Support was useless. If anything it caused us far more downtime than not contacting support would have. We figured out a solution around 3PM today and I’ll document it for any Google Suite Partners stuck with the issue:

Problem: Your client’s super administrator account becomes autosuspended and there is no option to re-enable from your reseller panel.

Solution: Reassign super admin privileges to another user on the domain and set the secondary email to your reseller email. You will need to do this through your reseller panel. Go to the domain’s admin console. Select More Controls (at the bottom) > Admin Roles. Assign another user in the domain as a super administrator. If you don’t have another I guess you’ll have to find another way. Once this user is assigned, go back and select company profile. Set this user as the admin, then set your reseller account email to secondary account.

After we did this, we tried password recovery and were sent a reset link instantly that allowed us to change the password on the account without proving we owned it. It let us sign right in. The Admin Console for the domain still shows this user’s account as disabled but it’s clearly not anymore. Our final take from this is that not only is support broken, but the admin console is actually broken.

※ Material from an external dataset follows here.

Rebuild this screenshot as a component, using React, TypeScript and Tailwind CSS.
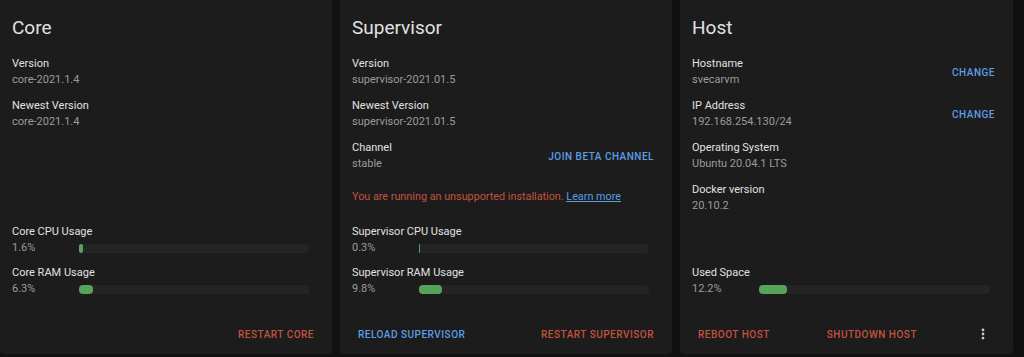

There are two versions of the admin console currently live, so maybe the creation of the new one broke unlock functionality.

I don’t know how to file a bug with them, and I’m so sick of getting run around by their ‘support’ this week that I want to have zero correspondence with them. What I do know is Google doesn’t care about its customers, its partners, or the future of the Internet. Companies like Microsoft, Fastmail, and Rackspace do seem to care about supporting their email-related products. We will not recommend any of Google’s products in the future but we will assist our current clients should they want to leave using Google Suite.